### Data to process
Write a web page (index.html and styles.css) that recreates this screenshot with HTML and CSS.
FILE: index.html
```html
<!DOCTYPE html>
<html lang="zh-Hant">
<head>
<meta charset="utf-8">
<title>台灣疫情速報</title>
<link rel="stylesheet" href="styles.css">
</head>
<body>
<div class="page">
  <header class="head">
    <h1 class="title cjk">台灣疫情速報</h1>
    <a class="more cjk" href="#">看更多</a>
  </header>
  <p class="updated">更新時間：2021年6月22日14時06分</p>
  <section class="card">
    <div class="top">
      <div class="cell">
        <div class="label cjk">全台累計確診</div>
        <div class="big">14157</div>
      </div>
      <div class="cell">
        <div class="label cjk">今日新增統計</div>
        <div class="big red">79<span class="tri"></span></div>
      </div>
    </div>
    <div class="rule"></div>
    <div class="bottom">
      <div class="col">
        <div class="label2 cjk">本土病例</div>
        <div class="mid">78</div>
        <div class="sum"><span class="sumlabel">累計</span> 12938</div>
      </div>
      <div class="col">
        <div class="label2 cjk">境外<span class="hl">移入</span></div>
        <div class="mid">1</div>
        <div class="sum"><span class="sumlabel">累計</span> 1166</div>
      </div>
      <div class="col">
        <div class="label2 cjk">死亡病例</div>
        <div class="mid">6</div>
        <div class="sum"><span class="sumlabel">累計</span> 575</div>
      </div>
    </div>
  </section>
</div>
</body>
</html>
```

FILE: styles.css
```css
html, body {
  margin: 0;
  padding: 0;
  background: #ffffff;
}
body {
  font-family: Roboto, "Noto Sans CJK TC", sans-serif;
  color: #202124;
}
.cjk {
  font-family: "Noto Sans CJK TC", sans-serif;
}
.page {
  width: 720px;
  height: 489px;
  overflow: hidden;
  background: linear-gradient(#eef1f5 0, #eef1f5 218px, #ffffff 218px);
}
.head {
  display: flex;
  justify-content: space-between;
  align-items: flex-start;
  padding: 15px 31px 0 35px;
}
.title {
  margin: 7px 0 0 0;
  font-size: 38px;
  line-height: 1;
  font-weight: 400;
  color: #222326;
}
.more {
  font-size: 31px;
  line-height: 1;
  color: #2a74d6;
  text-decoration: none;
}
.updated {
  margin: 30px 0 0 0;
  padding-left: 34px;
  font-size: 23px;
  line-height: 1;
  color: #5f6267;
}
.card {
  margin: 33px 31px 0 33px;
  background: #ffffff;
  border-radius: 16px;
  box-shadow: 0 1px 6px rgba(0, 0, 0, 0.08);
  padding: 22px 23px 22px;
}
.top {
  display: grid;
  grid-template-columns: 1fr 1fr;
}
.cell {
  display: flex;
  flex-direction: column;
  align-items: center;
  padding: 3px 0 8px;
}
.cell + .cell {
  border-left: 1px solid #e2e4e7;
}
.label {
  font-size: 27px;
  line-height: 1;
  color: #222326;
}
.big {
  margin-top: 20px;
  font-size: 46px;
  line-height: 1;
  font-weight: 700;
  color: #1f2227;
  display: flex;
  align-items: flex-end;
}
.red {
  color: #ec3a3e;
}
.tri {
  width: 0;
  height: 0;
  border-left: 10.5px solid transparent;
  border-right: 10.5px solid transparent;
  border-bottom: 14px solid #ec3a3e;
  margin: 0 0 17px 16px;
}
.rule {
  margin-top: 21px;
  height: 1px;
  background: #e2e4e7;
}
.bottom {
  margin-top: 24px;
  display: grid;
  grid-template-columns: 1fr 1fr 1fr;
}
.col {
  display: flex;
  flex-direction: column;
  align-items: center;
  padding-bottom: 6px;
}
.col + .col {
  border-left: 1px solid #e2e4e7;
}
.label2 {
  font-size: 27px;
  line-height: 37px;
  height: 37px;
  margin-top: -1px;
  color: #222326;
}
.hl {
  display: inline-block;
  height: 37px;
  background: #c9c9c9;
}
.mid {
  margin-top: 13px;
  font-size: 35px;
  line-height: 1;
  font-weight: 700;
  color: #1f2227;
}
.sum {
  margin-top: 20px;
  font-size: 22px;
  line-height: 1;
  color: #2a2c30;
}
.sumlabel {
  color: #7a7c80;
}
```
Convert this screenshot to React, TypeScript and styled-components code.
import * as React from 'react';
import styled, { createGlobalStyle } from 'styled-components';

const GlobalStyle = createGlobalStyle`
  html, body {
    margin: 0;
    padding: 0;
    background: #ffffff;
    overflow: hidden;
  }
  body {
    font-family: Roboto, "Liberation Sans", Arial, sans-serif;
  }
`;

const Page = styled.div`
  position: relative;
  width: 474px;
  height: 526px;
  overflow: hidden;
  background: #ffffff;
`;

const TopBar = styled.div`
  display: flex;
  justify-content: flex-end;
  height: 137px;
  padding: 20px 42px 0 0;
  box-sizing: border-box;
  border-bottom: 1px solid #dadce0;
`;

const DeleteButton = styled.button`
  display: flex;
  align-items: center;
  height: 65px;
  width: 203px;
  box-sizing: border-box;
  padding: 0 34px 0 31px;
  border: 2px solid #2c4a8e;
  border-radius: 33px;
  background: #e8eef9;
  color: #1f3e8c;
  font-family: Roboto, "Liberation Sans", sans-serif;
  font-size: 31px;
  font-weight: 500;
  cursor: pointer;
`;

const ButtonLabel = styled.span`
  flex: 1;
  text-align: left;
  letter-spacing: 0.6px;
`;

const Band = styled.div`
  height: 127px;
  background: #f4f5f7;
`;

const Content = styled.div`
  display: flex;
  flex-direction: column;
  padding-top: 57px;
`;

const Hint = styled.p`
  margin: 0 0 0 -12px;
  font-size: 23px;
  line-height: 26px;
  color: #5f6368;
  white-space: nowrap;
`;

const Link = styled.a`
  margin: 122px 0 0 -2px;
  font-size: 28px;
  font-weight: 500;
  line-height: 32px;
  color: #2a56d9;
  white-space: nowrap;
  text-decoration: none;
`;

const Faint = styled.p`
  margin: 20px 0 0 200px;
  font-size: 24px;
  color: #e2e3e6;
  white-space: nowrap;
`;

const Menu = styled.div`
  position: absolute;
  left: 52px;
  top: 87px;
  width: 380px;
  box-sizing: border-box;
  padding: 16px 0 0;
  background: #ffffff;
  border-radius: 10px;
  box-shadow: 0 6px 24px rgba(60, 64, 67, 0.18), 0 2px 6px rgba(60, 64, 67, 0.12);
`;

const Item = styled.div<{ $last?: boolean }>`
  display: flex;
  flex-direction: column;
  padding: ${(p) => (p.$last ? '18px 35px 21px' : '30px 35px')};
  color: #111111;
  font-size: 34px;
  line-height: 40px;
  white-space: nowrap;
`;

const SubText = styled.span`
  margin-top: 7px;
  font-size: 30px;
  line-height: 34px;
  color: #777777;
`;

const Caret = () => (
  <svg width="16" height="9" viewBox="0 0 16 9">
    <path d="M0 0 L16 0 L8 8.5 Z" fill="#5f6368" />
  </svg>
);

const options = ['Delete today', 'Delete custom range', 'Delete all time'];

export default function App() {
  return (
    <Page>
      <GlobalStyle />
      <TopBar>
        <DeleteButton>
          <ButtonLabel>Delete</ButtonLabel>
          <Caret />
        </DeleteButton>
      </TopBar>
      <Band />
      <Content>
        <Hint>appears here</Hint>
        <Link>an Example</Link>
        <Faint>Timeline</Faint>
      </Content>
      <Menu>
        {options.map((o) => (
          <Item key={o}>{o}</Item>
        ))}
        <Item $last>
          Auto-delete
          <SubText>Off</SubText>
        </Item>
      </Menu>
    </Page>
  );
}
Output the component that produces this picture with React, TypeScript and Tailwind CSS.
######
Repeat every record, keeping each word and mark exactly as it is.

Write a web page (index.html and styles.css) that recreates this screenshot with HTML and CSS.
FILE: index.html
```html
<!DOCTYPE html>
<html lang="zh-Hant">
<head>
<meta charset="utf-8">
<title>台灣疫情速報</title>
<link rel="stylesheet" href="styles.css">
</head>
<body>
<div class="page">
  <header class="head">
    <h1 class="title cjk">台灣疫情速報</h1>
    <a class="more cjk" href="#">看更多</a>
  </header>
  <p class="updated">更新時間：2021年6月22日14時06分</p>
  <section class="card">
    <div class="top">
      <div class="cell">
        <div class="label cjk">全台累計確診</div>
        <div class="big">14157</div>
      </div>
      <div class="cell">
        <div class="label cjk">今日新增統計</div>
        <div class="big red">79<span class="tri"></span></div>
      </div>
    </div>
    <div class="rule"></div>
    <div class="bottom">
      <div class="col">
        <div class="label2 cjk">本土病例</div>
        <div class="mid">78</div>
        <div class="sum"><span class="sumlabel">累計</span> 12938</div>
      </div>
      <div class="col">
        <div class="label2 cjk">境外<span class="hl">移入</span></div>
        <div class="mid">1</div>
        <div class="sum"><span class="sumlabel">累計</span> 1166</div>
      </div>
      <div class="col">
        <div class="label2 cjk">死亡病例</div>
        <div class="mid">6</div>
        <div class="sum"><span class="sumlabel">累計</span> 575</div>
      </div>
    </div>
  </section>
</div>
</body>
</html>
```

FILE: styles.css
```css
html, body {
  margin: 0;
  padding: 0;
  background: #ffffff;
}
body {
  font-family: Roboto, "Noto Sans CJK TC", sans-serif;
  color: #202124;
}
.cjk {
  font-family: "Noto Sans CJK TC", sans-serif;
}
.page {
  width: 720px;
  height: 489px;
  overflow: hidden;
  background: linear-gradient(#eef1f5 0, #eef1f5 218px, #ffffff 218px);
}
.head {
  display: flex;
  justify-content: space-between;
  align-items: flex-start;
  padding: 15px 31px 0 35px;
}
.title {
  margin: 7px 0 0 0;
  font-size: 38px;
  line-height: 1;
  font-weight: 400;
  color: #222326;
}
.more {
  font-size: 31px;
  line-height: 1;
  color: #2a74d6;
  text-decoration: none;
}
.updated {
  margin: 30px 0 0 0;
  padding-left: 34px;
  font-size: 23px;
  line-height: 1;
  color: #5f6267;
}
.card {
  margin: 33px 31px 0 33px;
  background: #ffffff;
  border-radius: 16px;
  box-shadow: 0 1px 6px rgba(0, 0, 0, 0.08);
  padding: 22px 23px 22px;
}
.top {
  display: grid;
  grid-template-columns: 1fr 1fr;
}
.cell {
  display: flex;
  flex-direction: column;
  align-items: center;
  padding: 3px 0 8px;
}
.cell + .cell {
  border-left: 1px solid #e2e4e7;
}
.label {
  font-size: 27px;
  line-height: 1;
  color: #222326;
}
.big {
  margin-top: 20px;
  font-size: 46px;
  line-height: 1;
  font-weight: 700;
  color: #1f2227;
  display: flex;
  align-items: flex-end;
}
.red {
  color: #ec3a3e;
}
.tri {
  width: 0;
  height: 0;
  border-left: 10.5px solid transparent;
  border-right: 10.5px solid transparent;
  border-bottom: 14px solid #ec3a3e;
  margin: 0 0 17px 16px;
}
.rule {
  margin-top: 21px;
  height: 1px;
  background: #e2e4e7;
}
.bottom {
  margin-top: 24px;
  display: grid;
  grid-template-columns: 1fr 1fr 1fr;
}
.col {
  display: flex;
  flex-direction: column;
  align-items: center;
  padding-bottom: 6px;
}
.col + .col {
  border-left: 1px solid #e2e4e7;
}
.label2 {
  font-size: 27px;
  line-height: 37px;
  height: 37px;
  margin-top: -1px;
  color: #222326;
}
.hl {
  display: inline-block;
  height: 37px;
  background: #c9c9c9;
}
.mid {
  margin-top: 13px;
  font-size: 35px;
  line-height: 1;
  font-weight: 700;
  color: #1f2227;
}
.sum {
  margin-top: 20px;
  font-size: 22px;
  line-height: 1;
  color: #2a2c30;
}
.sumlabel {
  color: #7a7c80;
}
```
Convert this screenshot to React, TypeScript and styled-components code.
import * as React from 'react';
import styled, { createGlobalStyle } from 'styled-components';

const GlobalStyle = createGlobalStyle`
  html, body {
    margin: 0;
    padding: 0;
    background: #ffffff;
    overflow: hidden;
  }
  body {
    font-family: Roboto, "Liberation Sans", Arial, sans-serif;
  }
`;

const Page = styled.div`
  position: relative;
  width: 474px;
  height: 526px;
  overflow: hidden;
  background: #ffffff;
`;

const TopBar = styled.div`
  display: flex;
  justify-content: flex-end;
  height: 137px;
  padding: 20px 42px 0 0;
  box-sizing: border-box;
  border-bottom: 1px solid #dadce0;
`;

const DeleteButton = styled.button`
  display: flex;
  align-items: center;
  height: 65px;
  width: 203px;
  box-sizing: border-box;
  padding: 0 34px 0 31px;
  border: 2px solid #2c4a8e;
  border-radius: 33px;
  background: #e8eef9;
  color: #1f3e8c;
  font-family: Roboto, "Liberation Sans", sans-serif;
  font-size: 31px;
  font-weight: 500;
  cursor: pointer;
`;

const ButtonLabel = styled.span`
  flex: 1;
  text-align: left;
  letter-spacing: 0.6px;
`;

const Band = styled.div`
  height: 127px;
  background: #f4f5f7;
`;

const Content = styled.div`
  display: flex;
  flex-direction: column;
  padding-top: 57px;
`;

const Hint = styled.p`
  margin: 0 0 0 -12px;
  font-size: 23px;
  line-height: 26px;
  color: #5f6368;
  white-space: nowrap;
`;

const Link = styled.a`
  margin: 122px 0 0 -2px;
  font-size: 28px;
  font-weight: 500;
  line-height: 32px;
  color: #2a56d9;
  white-space: nowrap;
  text-decoration: none;
`;

const Faint = styled.p`
  margin: 20px 0 0 200px;
  font-size: 24px;
  color: #e2e3e6;
  white-space: nowrap;
`;

const Menu = styled.div`
  position: absolute;
  left: 52px;
  top: 87px;
  width: 380px;
  box-sizing: border-box;
  padding: 16px 0 0;
  background: #ffffff;
  border-radius: 10px;
  box-shadow: 0 6px 24px rgba(60, 64, 67, 0.18), 0 2px 6px rgba(60, 64, 67, 0.12);
`;

const Item = styled.div<{ $last?: boolean }>`
  display: flex;
  flex-direction: column;
  padding: ${(p) => (p.$last ? '18px 35px 21px' : '30px 35px')};
  color: #111111;
  font-size: 34px;
  line-height: 40px;
  white-space: nowrap;
`;

const SubText = styled.span`
  margin-top: 7px;
  font-size: 30px;
  line-height: 34px;
  color: #777777;
`;

const Caret = () => (
  <svg width="16" height="9" viewBox="0 0 16 9">
    <path d="M0 0 L16 0 L8 8.5 Z" fill="#5f6368" />
  </svg>
);

const options = ['Delete today', 'Delete custom range', 'Delete all time'];

export default function App() {
  return (
    <Page>
      <GlobalStyle />
      <TopBar>
        <DeleteButton>
          <ButtonLabel>Delete</ButtonLabel>
          <Caret />
        </DeleteButton>
      </TopBar>
      <Band />
      <Content>
        <Hint>appears here</Hint>
        <Link>an Example</Link>
        <Faint>Timeline</Faint>
      </Content>
      <Menu>
        {options.map((o) => (
          <Item key={o}>{o}</Item>
        ))}
        <Item $last>
          Auto-delete
          <SubText>Off</SubText>
        </Item>
      </Menu>
    </Page>
  );
}
Output the component that produces this picture with React, TypeScript and Tailwind CSS.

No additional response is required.